Happy birthday to the little guy, I hope he knows how blessed & loved he is.
GIANT HUGS to you and happy birthday to the little man!
I think you are incredible... awesome... blessed. And brave and wonderful. I could go on. I'm in the process of trying to adopt. I managed to have one baby on my own.. but I'd like to adopt. It's expensive, because I have to go to China. There aren't any babies in Canada. Not for years and years on a waiting list. If there were more amazing people like you... we would all be able to hold a baby. My oldest sister is adopted as well, and I can't imagine life without her. I can't tell you how much I think of you. I'll say some prayers for you today, that your pain is eased. And on behalf of many... Thank you so much.
HEATHER!!!!! SOB!!!! You blessed our family more than we could ever thank you for when you placed your perfect little boy in our arms! My heart aches everytime I think of what you did for us! The little man is having a beautiful birthday! He's happy. Heather, you are the perfect example of a mothers love
With much love from us this day!
I am at a loss for words. Looking at my children I don't know how you could possibly have done such a thing.

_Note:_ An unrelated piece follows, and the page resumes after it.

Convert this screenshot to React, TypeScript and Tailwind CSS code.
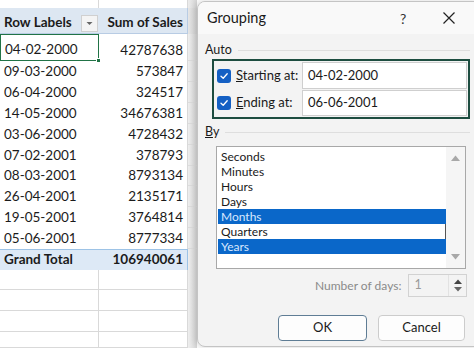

I love my children and God gave them to me to raise not to someone else to raise.
Isn't is comforting to know that we are one grand, wonderful family of a loving Father-in-Heaven who watches over us and holds us in his arms. Isn't it comforting to know that you gave him the greatest gift possible - the sealing covenant - so in the end we can all be together with the Father of us all. Ours not to hold in this life, but forever and always in our hearts and a part of our eternal family. Happy Birthday, Grandson!
((hugs)) this post moved me to tears.
hope the little guy has a wonderful birthday
What a sweet post. You brought tears to my eyes.. and touched my heart.
God Bless you for your unselfish act of love!
Oh, man! That hit without warning -- but it's good to read a blog and be moved to tears.
Good for you for making such a difficult decision that was clearly the right one.
I'm proud to know you!
Heather!
I didn't even realize you had a blog and found this post this morning...I forwared it on to our Birthmom also...I was already in tears just reading your beautiful story and then I read the response from the adoptive parents and that just made me weep even more...I know just how she feels...Gods love is so great and so is YOURS!
Happy birthday to your little guy today!!
hugs!!
Melodee
God will bless you for your choice.
WOW Heather I never knew. What a wonderful fabulous thing for you to do.
thanks for sharing this with us - what a wonderful post.
Of course you know how proud I am of you, and We together, know what a blessing and sacrifice it is to see your child in someone else's arms. It was the best thing for you as an infant, and I know how hard it was for you to see Dylan go. But remember how happy his family is and how grateful they are for you and your generous gift. YOU rock my world, your parents are the best! I love you!